= Popular Italy =

Popular Italy (Italia Popolare, IP), whose complete name is Popular Italy – Movement for Europe (Italia Popolare – Movimento per l'Europa, IP–MpE), is a Christian-democratic faction within the Democratic Party. Its leading members were Lino Duilio, Gerardo Bianco and Alberto Monticone, all three MPs elected for Democracy is Freedom – The Daisy. They were the most sceptical group of that party about the merger with Democrats of the Left to form the Democratic Party, and they were cold supporters of it. Although being members of the Italian People's Party when this party decided to join The Olive Tree (Bianco was then party secretary), they were very proud of their Christian-democratic identity and never left the European People's Party.

Prior to the 2008 general election, the group joined the White Rose of Bruno Tabacci. Gerardo Bianco and Alberto Monticone were appointed Vice Presidents of the new party by President Savino Pezzotta and Secretary Mario Baccini. Only Lino Duilio remained member of the Democratic Party. Soon after Popular Italy left even the White Rose over disagreements on the composition of the electoral lists of the Union of the Centre (the alliance between the Union of Christian and Centre Democrats and the White Rose) and decided to again support the Democratic Party.
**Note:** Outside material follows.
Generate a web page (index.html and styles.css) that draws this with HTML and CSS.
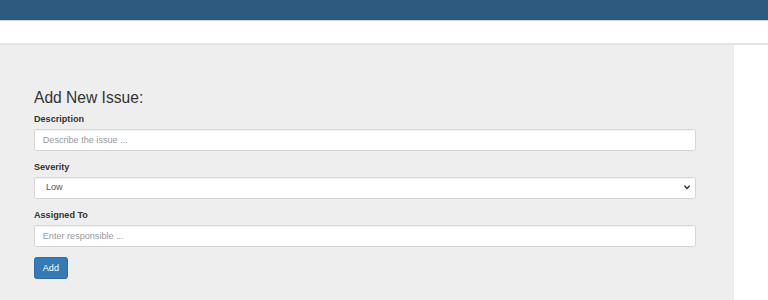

In 2017 Popular Italy joined the Popular Civic List (CP), a centrist electoral list within the centre-left coalition for the 2018 general election, along with Popular Alternative (AP), Italy of Values (IdV), the Centrists for Europe (CpE), Solidary Democracy (DemoS), the Union for Trentino (UpT), Italy Is Popular (IP) and minor parties/groups. CP obtained a mere 0.5% and no seats, except those of a few candidates who won in single-seat constituencies.